ESEBİO ERDOĞAN, ERDOĞAN ERALTUĞ
Adil (mikrop Hamdi’nin ağabeyi) o da Kalespor da kaleci olarak oynadı. Alpaslan (mikrop Hamdi’nin eniştesi) Türkgücü’nün genç takımında ve Kilitbahir gençlik takımında genç karmada yıllarca top koşturdu. Hilmi Aksoy futbol, yüzme, atletizm komple bir sporcu.
Hilmi Aksoy’un kayınbiraderi Şekerci Erol oda Türkgücünde yıllarca futbol oynadı. Şimdi gelelim tam sporcu aileye; Poyraz Erol, Esibo Erdoğan, Rahmetli Çene Erdinç bu Eraltuğ Kardeşler bir zamanlar hangi takımda oynarlarsa oynasınlar ses getirirlerdi.
En büyükleri Poyraz Erol orta saha, Esibo Erdoğan santrafor çokta gollü idi. En küçükleri rahmetli Çene Erdinç ise Libero veya stoper oynardı.
Bu üç kardeşte yıllarca Çanakkale futboluna hizmet etmişlerdir.Poyraz Erol yurt dışında, Erdinç’te üzüntüsü hala içimizdedir, rahmetli oldu genç yaşta. Allah ömür versin benimde yakın arkadaşım olan Erdoğan Eraltuğ’u Spor Noltalji’ye misafir edeceğim.
Erdoğancığım ben biliyorum ama okuyucularımızı da bilgilendirmek açısından soruyorum. Bu Esibo lakabı sana nasıl takıldı?
Sayın Şen şeninde çok iyi bildiğin gibi ben hep santrafor oynardım ve golcü bir futbolcuydum bizim oynadığımız devrelerde Portekiz milli takım kaptanı ve en çok gol atan oyuncusu Esibo’ya ben de diğer kardeşlerime göre biraz daha esmer olduğumdan aynı zamanda da benim yapım bu futbolcuya benzediğinden takım arkadaşlarım beni bu isimle çağırmaya başladılar. Böyleliklebu isimde bana yapışmış oldu.

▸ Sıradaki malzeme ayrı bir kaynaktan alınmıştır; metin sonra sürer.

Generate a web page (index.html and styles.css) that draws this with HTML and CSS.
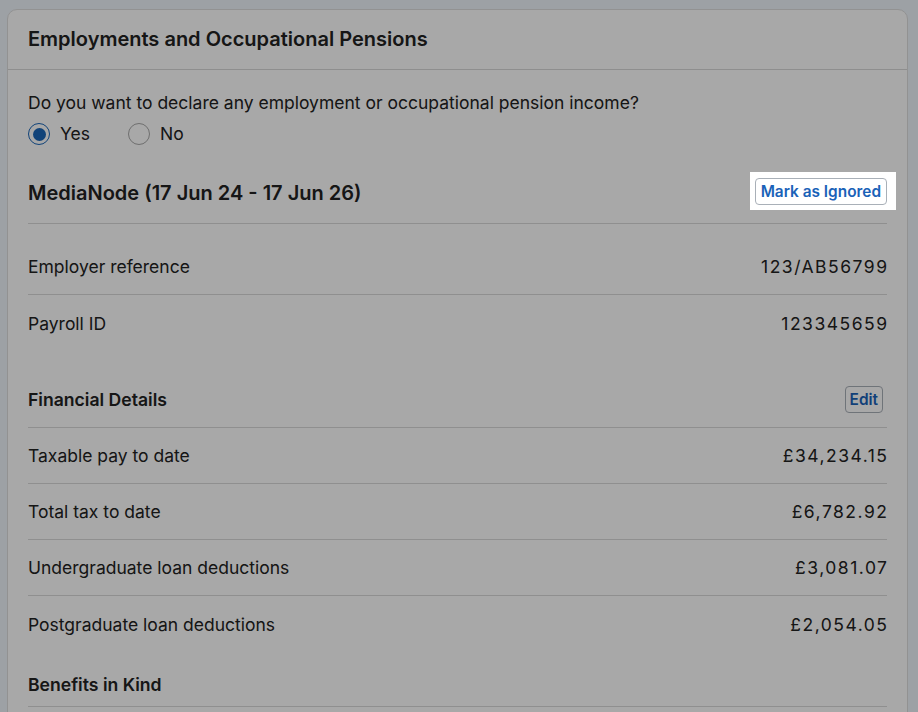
FILE: index.html
```html
<!DOCTYPE html>
<html lang="en">
<head>
<meta charset="utf-8">
<title>Employments and Occupational Pensions</title>
<link rel="stylesheet" href="styles.css">
</head>
<body>
<div class="page">
  <section class="card">
    <header class="card-head">
      <h2 class="card-title">Employments and Occupational Pensions</h2>
    </header>
    <div class="card-body">
      <p class="question">Do you want to declare any employment or occupational pension income?</p>
      <div class="radios">
        <label class="radio"><span class="radio-circle is-checked"></span>Yes</label>
        <label class="radio"><span class="radio-circle"></span>No</label>
      </div>

      <div class="emp-head">
        <h3 class="emp-title">MediaNode (17 Jun 24 - 17 Jun 26)</h3>
        <div class="spotlight">
          <button class="btn">Mark as Ignored</button>
        </div>
      </div>

      <div class="rows rows-first">
        <div class="row"><span>Employer reference</span><span class="value">123/AB56799</span></div>
        <div class="row"><span>Payroll ID</span><span class="value">123345659</span></div>
      </div>

      <div class="section-head section-financial">
        <h4 class="section-title">Financial Details</h4>
        <button class="btn btn-edit">Edit</button>
      </div>
      <div class="rows">
        <div class="row"><span>Taxable pay to date</span><span class="value">£34,234.15</span></div>
        <div class="row"><span>Total tax to date</span><span class="value">£6,782.92</span></div>
        <div class="row"><span>Undergraduate loan deductions</span><span class="value">£3,081.07</span></div>
        <div class="row"><span>Postgraduate loan deductions</span><span class="value">£2,054.05</span></div>
      </div>

      <div class="section-head section-benefits">
        <h4 class="section-title">Benefits in Kind</h4>
      </div>
    </div>
  </section>
</div>
<div class="overlay"></div>
</body>
</html>
```

FILE: styles.css
```css
* { box-sizing: border-box; }

html, body {
  margin: 0;
  padding: 0;
  height: 100%;
  overflow: hidden;
}

body {
  background: #eef4fb;
  font-family: "Inter", "Noto Sans", sans-serif;
  color: #222222;
}

.page {
  padding: 9px 10px 0 7px;
}

.card {
  background: #ffffff;
  border: 1px solid #dedede;
  border-radius: 10px;
  padding-bottom: 40px;
}

.card-head {
  height: 60px;
  display: flex;
  align-items: center;
  padding: 0 20px 2px;
  border-bottom: 1px solid #d8d8d8;
}

.card-title {
  margin: 0;
  font-size: 20px;
  font-weight: 600;
  line-height: 24px;
}

.card-body {
  padding: 21px 20px 0 20px;
}

.question {
  margin: 0;
  font-size: 17.5px;
  line-height: 24px;
}

.radios {
  display: flex;
  gap: 38px;
  margin-top: 7px;
  height: 24px;
  align-items: center;
}

.radio {
  display: flex;
  align-items: center;
  gap: 10px;
  font-size: 17.5px;
  line-height: 24px;
}

.radio-circle {
  width: 22px;
  height: 22px;
  border-radius: 50%;
  border: 1.5px solid #a8a8a8;
  background: #ffffff;
  display: flex;
  align-items: center;
  justify-content: center;
}

.radio-circle.is-checked {
  border-color: #1a66b8;
}

.radio-circle.is-checked::after {
  content: "";
  width: 13px;
  height: 13px;
  border-radius: 50%;
  background: #1a66b8;
}

.emp-head {
  display: flex;
  align-items: center;
  justify-content: space-between;
  margin-top: 14px;
  padding: 12px 0 13px;
  border-bottom: 1px solid #dadada;
}

.emp-title {
  margin: 0;
  padding-top: 3px;
  font-size: 20px;
  font-weight: 600;
  line-height: 24px;
}

.spotlight {
  position: relative;
  z-index: 20;
  background: #ffffff;
  padding: 6px 9px 5px 5px;
  margin-right: -9px;
}

.btn {
  font-family: inherit;
  font-size: 15.4px;
  font-weight: 600;
  line-height: 19px;
  color: #1a62b8;
  background: #ffffff;
  border: 1px solid #a9b0b8;
  border-radius: 4px;
  padding: 3px 5px;
  cursor: pointer;
}

.btn-edit {
  margin: 4px 4px 4px 0;
  padding: 3px 4px;
}

.rows-first {
  margin-top: 15px;
}

.row {
  height: 56px;
  display: flex;
  align-items: center;
  justify-content: space-between;
  font-size: 17.5px;
  border-bottom: 1px solid #dadada;
}

.value {
  letter-spacing: 1.5px;
  margin-right: -1.5px;
}

.rows .row:last-child {
  border-bottom: none;
}

.section-head {
  display: flex;
  align-items: center;
  justify-content: space-between;
  padding: 10px 0;
  border-bottom: 1px solid #dadada;
}

.section-financial {
  margin-top: 21px;
}

.section-benefits {
  margin-top: 12px;
}

.section-title {
  margin: 0;
  font-size: 17.6px;
  font-weight: 600;
  line-height: 22px;
}

.overlay {
  position: fixed;
  inset: 0;
  z-index: 10;
  background: rgba(0, 0, 0, 0.34);
}
```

Ben Çanakkale’nin Ziveriye sokağında (Alman sokağı) dünyaya geldim. Rahmetli babam Çanakkale Emniyet Müdürlüğü’nde Sivil Polis olarak çalışırdı. Babam İsmail Eraltuğ, annem Fetiye Hatice Eraltuğ, Ekliman ve Perihan isimli iki kız kardeşim birde Erol, Erdinç ve benimle üç erkek yani toplam beş kardeştik.

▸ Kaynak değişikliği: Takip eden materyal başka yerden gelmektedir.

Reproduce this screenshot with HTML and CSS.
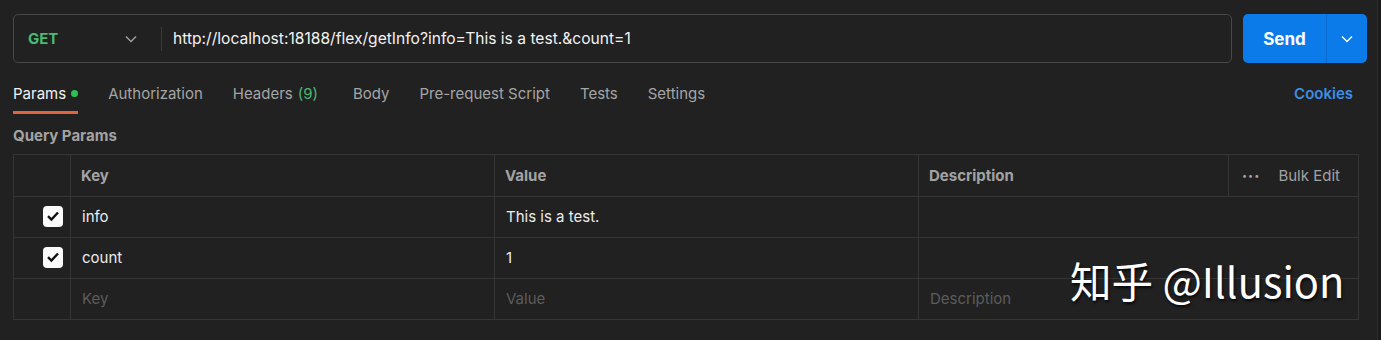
FILE: index.html
```html
<!DOCTYPE html>
<html lang="en">
  <head>
    <meta charset="UTF-8" />
    <meta name="viewport" content="width=device-width, initial-scale=1.0" />
    <title>Params</title>
    <link rel="stylesheet" href="styles.css">
  </head>
  <body>
    <div class="app">
      <!-- Request bar -->
      <div class="request-bar">
        <div class="url-box">
          <div class="method">
            <span class="method-name">GET</span>
            <svg class="chevron" width="12" height="8" viewBox="0 0 12 8">
              <path d="M1 1.5l5 5 5-5" fill="none" stroke="#a0a0a0" stroke-width="1.4" />
            </svg>
          </div>
          <span class="url">http://localhost:18188/flex/getInfo?info=This is a test.&amp;count=1</span>
        </div>
        <div class="send">
          <span class="send-label">Send</span>
          <span class="send-more">
            <svg width="12" height="8" viewBox="0 0 12 8">
              <path d="M1 1.5l5 5 5-5" fill="none" stroke="#fff" stroke-width="1.4" />
            </svg>
          </span>
        </div>
      </div>

      <!-- Tabs -->
      <div class="tabs">
        <ul class="tab-list">
          <li class="tab active">Params <span class="dot"></span></li>
          <li class="tab">Authorization</li>
          <li class="tab">Headers <span class="count">(9)</span></li>
          <li class="tab">Body</li>
          <li class="tab">Pre-request Script</li>
          <li class="tab">Tests</li>
          <li class="tab">Settings</li>
        </ul>
        <span class="cookies">Cookies</span>
      </div>

      <div class="section-title">Query Params</div>

      <table class="params">
        <colgroup>
          <col class="c-check" />
          <col class="c-key" />
          <col class="c-value" />
          <col class="c-desc" />
          <col class="c-bulk" />
        </colgroup>
        <thead>
          <tr>
            <th></th>
            <th>Key</th>
            <th>Value</th>
            <th>Description</th>
            <th class="bulk">
              <span class="more">&bull;&bull;&bull;</span>
              <span>Bulk Edit</span>
            </th>
          </tr>
        </thead>
        <tbody>
          <tr>
            <td class="check-cell"><span class="checkbox"><svg width="14" height="12" viewBox="0 0 14 12"><path d="M2 6.2l3.4 3.3L12 2.5" fill="none" stroke="#111" stroke-width="2.4" /></svg></span></td>
            <td>info</td>
            <td>This is a test.</td>
            <td colspan="2"></td>
          </tr>
          <tr>
            <td class="check-cell"><span class="checkbox"><svg width="14" height="12" viewBox="0 0 14 12"><path d="M2 6.2l3.4 3.3L12 2.5" fill="none" stroke="#111" stroke-width="2.4" /></svg></span></td>
            <td>count</td>
            <td>1</td>
            <td colspan="2"></td>
          </tr>
          <tr class="placeholder">
            <td></td>
            <td>Key</td>
            <td>Value</td>
            <td colspan="2">Description</td>
          </tr>
        </tbody>
      </table>

      <div class="watermark">知乎 @Illusion</div>
    </div>
  </body>
</html>
```

FILE: styles.css
```css
/* Resets */
body {
  margin: 0;
  background: #1b1b1b;
  font-family: Inter, "Noto Sans", sans-serif;
  font-size: 15px;
  color: #ececec;
}
ul {
  margin: 0;
  padding-left: 0;
  list-style: none;
}

/* App */
.app {
  position: relative;
  width: 1378px;
  height: 340px;
  box-sizing: border-box;
  padding: 14px 10px 0 13px;
  background: #212121;
  border-right: 1px solid #2c2c2c;
}

/* Request bar */
.request-bar {
  display: flex;
  gap: 11px;
  height: 49px;
}
.url-box {
  flex: 1;
  display: flex;
  align-items: center;
  border: 1px solid #484848;
  border-radius: 5px;
}
.method {
  display: flex;
  align-items: center;
  justify-content: space-between;
  width: 148px;
  height: 24px;
  box-sizing: border-box;
  padding: 0 24px 0 14px;
  border-right: 1px solid #383838;
}
.method-name {
  color: #4cb871;
  font-weight: 700;
  font-size: 15px;
}
.url {
  padding-left: 11px;
  font-size: 15.6px;
  color: #f2f2f2;
}
.send {
  display: flex;
  width: 124px;
  background: #0b7bea;
  border-radius: 5px;
  color: #fff;
}
.send-label {
  flex: 1;
  display: flex;
  align-items: center;
  justify-content: center;
  font-size: 17px;
  font-weight: 700;
  border-right: 1px solid #0a6cd0;
}
.send-more {
  width: 40px;
  display: flex;
  align-items: center;
  justify-content: center;
}

/* Tabs */
.tabs {
  display: flex;
  justify-content: space-between;
  align-items: flex-start;
  height: 51px;
}
.tab-list {
  display: flex;
  gap: 30px;
}
.tab {
  display: flex;
  align-items: center;
  gap: 5px;
  height: 49px;
  box-sizing: border-box;
  padding-top: 12px;
  color: #a5a5a5;
}
.tab.active {
  color: #f2f2f2;
  border-bottom: 3px solid #e0653c;
  height: 51px;
  padding-top: 13px;
}
.dot {
  width: 7px;
  height: 7px;
  border-radius: 50%;
  background: #2ac251;
}
.count {
  color: #4cb871;
  margin-right: 5px;
}
.cookies {
  margin: 21px 14px 0 0;
  color: #3b8fe6;
  font-weight: 600;
}

/* Section */
.section-title {
  padding: 12px 0 9px;
  color: #a3a3a3;
  font-weight: 700;
}

/* Params table */
.params {
  border-collapse: collapse;
  width: 1345px;
  table-layout: fixed;
}
.c-check { width: 57px; }
.c-key { width: 424px; }
.c-value { width: 424px; }
.c-desc { width: 310px; }
.c-bulk { width: 130px; }
.params th,
.params td {
  border: 1px solid #353535;
  height: 40px;
  padding: 0 11px;
  text-align: left;
}
.params td {
  height: 38px;
  padding-bottom: 2px;
}
.params th {
  height: 41px;
  padding: 0 10px;
  color: #a3a3a3;
  font-weight: 700;
}
.params th.bulk {
  font-weight: 400;
  padding: 0 0 0 13px;
}
.more {
  font-size: 9px;
  letter-spacing: 1px;
  margin-right: 14px;
  vertical-align: 2px;
}
.check-cell {
  text-align: right !important;
  padding-right: 7px !important;
}
.checkbox {
  display: inline-flex;
  align-items: center;
  justify-content: center;
  width: 20px;
  height: 21px;
  border-radius: 4px;
  background: #fbfbfb;
  vertical-align: middle;
}
.placeholder td {
  color: #5c5c5c;
}

/* Watermark */
.watermark {
  position: absolute;
  left: 1070px;
  top: 250px;
  font-family: "Noto Sans CJK SC", "Noto Sans", sans-serif;
  font-size: 41.6px;
  color: #fff;
  text-shadow: 1px 2px 3px rgba(0, 0, 0, 0.8);
  white-space: nowrap;
}
```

Ben ilkokulu Cumhuriyet, ortayı Merkez, liseyi ise erkek sanat okuluna gittim. Daha henüz birinci sınıfta idim, okulun bahçesinde top oynarken görmüşler hemen okul takımına alındım.

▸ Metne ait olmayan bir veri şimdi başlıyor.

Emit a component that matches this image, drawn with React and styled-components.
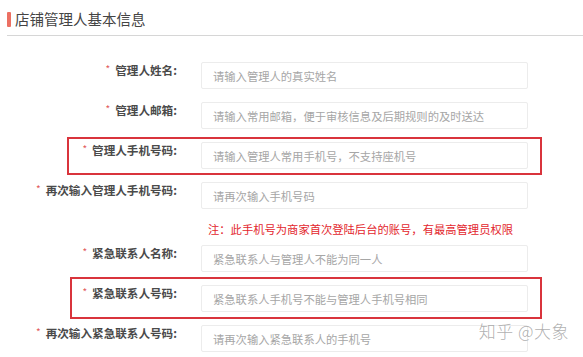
import React from "react";
import styled, { createGlobalStyle } from "styled-components";

const GlobalStyle = createGlobalStyle`
  html, body {
    margin: 0;
    padding: 0;
    background: #fff;
  }
  body {
    font-family: "Noto Sans CJK SC", "Noto Sans", sans-serif;
    color: #333;
  }
`;

const Page = styled.div`
  position: relative;
  width: 583px;
  height: 357px;
  overflow: hidden;
  background: #fff;
`;

const Header = styled.div`
  display: flex;
  align-items: center;
  gap: 4px;
  margin-left: 7px;
  padding: 9px 0 6px;
  border-bottom: 1px solid #d6d6d6;
`;

const Bar = styled.span`
  width: 4px;
  height: 15px;
  background: #ec7063;
  border-radius: 1px;
`;

const Title = styled.h2`
  margin: 0;
  font-size: 14.5px;
  line-height: 20px;
  font-weight: 400;
  color: #444;
`;

const Form = styled.div`
  display: flex;
  flex-direction: column;
  padding-top: 13px;
`;

const Row = styled.div`
  position: relative;
  display: grid;
  grid-template-columns: 177px 327px;
  column-gap: 24px;
  align-items: start;
  margin-top: 13px;

  &::after {
    content: "";
    display: ${(p) => (p.$mark ? "block" : "none")};
    position: absolute;
    left: ${(p) => p.$mark?.left}px;
    top: ${(p) => p.$mark?.top}px;
    bottom: ${(p) => p.$mark?.bottom}px;
    width: ${(p) => 542 - (p.$mark?.left || 0)}px;
    border: 2.5px solid #d9343c;
    box-sizing: border-box;
    pointer-events: none;
  }
`;

const Label = styled.label`
  display: flex;
  justify-content: flex-end;
  align-items: center;
  gap: 5px;
  font-size: 11.6px;
  line-height: 17px;
  font-weight: 700;
  color: #4a4a4a;
  white-space: nowrap;
`;

const Star = styled.span`
  color: #e25b5b;
  font-size: 10px;
  font-weight: 400;
  position: relative;
  top: -2px;
`;

const Input = styled.input`
  width: 327px;
  height: 27px;
  box-sizing: border-box;
  border: 1px solid #ececec;
  border-radius: 2px;
  padding: 0 11px;
  font-family: inherit;
  font-size: 11.3px;
  color: #333;
  outline: none;
  background: #fff;

  &::placeholder {
    color: #a6a6a6;
  }
`;

const Note = styled.p`
  margin: 13px 0 -4px 208px;
  font-size: 11.3px;
  line-height: 14px;
  color: #e3262d;
  white-space: nowrap;
`;

const Watermark = styled.div`
  position: absolute;
  right: 14px;
  top: 321px;
  font-size: 17px;
  line-height: 20px;
  font-weight: 300;
  color: rgba(140, 140, 140, 0.7);
  letter-spacing: 0.5px;
`;

const fields = [
  { label: "管理人姓名", placeholder: "请输入管理人的真实姓名" },
  { label: "管理人邮箱", placeholder: "请输入常用邮箱，便于审核信息及后期规则的及时送达" },
  {
    label: "管理人手机号码",
    placeholder: "请输入管理人常用手机号，不支持座机号",
    mark: { left: 67, top: -5, bottom: -6 },
  },
  { label: "再次输入管理人手机号码", placeholder: "请再次输入手机号码", note: true },
  { label: "紧急联系人名称", placeholder: "紧急联系人与管理人不能为同一人" },
  {
    label: "紧急联系人号码",
    placeholder: "紧急联系人手机号不能与管理人手机号相同",
    mark: { left: 70, top: -8, bottom: -7 },
  },
  { label: "再次输入紧急联系人号码", placeholder: "请再次输入紧急联系人的手机号" },
];

export default function App() {
  return (
    <>
      <GlobalStyle />
      <Page>
        <Header>
          <Bar />
          <Title>店铺管理人基本信息</Title>
        </Header>
        <Form>
          {fields.map((f) => (
            <React.Fragment key={f.label}>
              <Row $mark={f.mark}>
                <Label>
                  <Star>*</Star>
                  {f.label}:
                </Label>
                <Input placeholder={f.placeholder} />
              </Row>
              {f.note && (
                <Note>注：此手机号为商家首次登陆后台的账号，有最高管理员权限</Note>
              )}
            </React.Fragment>
          ))}
        </Form>
        <Watermark>知乎 @大象</Watermark>
      </Page>
    </>
  );
}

O zamanlar okul maçları kulüp maçlarından daha iddialı ve daha kalabalık olurdu. Maçımızın olduğu gün okul müdürümüz, öğretmenlerimiz,okulun trampet takımı bütün öğrenci arkadaşlarımız ve aynı zamanda ailelerimiz de maçlarımıza gelirlerdi. Çokta iyi birtakımımız vardı. Zaten bizim okul takımında oynayan arkadaşlarımızın bir çoğu kulüp takımlarında oynamaya başladılar.
Beni ilk keşfeden Zakat İlhan lakaplı İlhan Özkaya oldu.
Beni halk bahçesinin içinde, ağaçların arasında antreman yaparken görmüş bir iki tanede okul maçımı seyrettikten sonra zorlada olsa babamı ikna ettiler ve ilk lisanslı kulubüm Kalespor oldu.
Kalespor’da bir yıl oynadım. Bayramiçspor’un efsane başkanlarından Ahmet Somali beni Bayramiçspor’a transfer etti. Bayramiçspor’a gtme nedeim aynı sokakta beraber oturduğumuz mikrop Hamdı ve ağabeyim Poyraz Erol, Hilmi Aksoy çok yakın arkadaşım olan öğretmen okulunda okuyan Mahir’in bu takımda oynamaları idi.
Bayramiçspor’da bir sezon oynadım o zamanlar şimdiki gibi vasıta bol değildi gidip gelmesi zor oluyordu. Sezonsonu Bayramiçspor’dan ayrıldım. Boğazspor yeni kurulmuştu, kulübün ilk kurucularından eski garajın orada bakkallık yapan rahmetli Ahmet Bilgin beni çağırdı.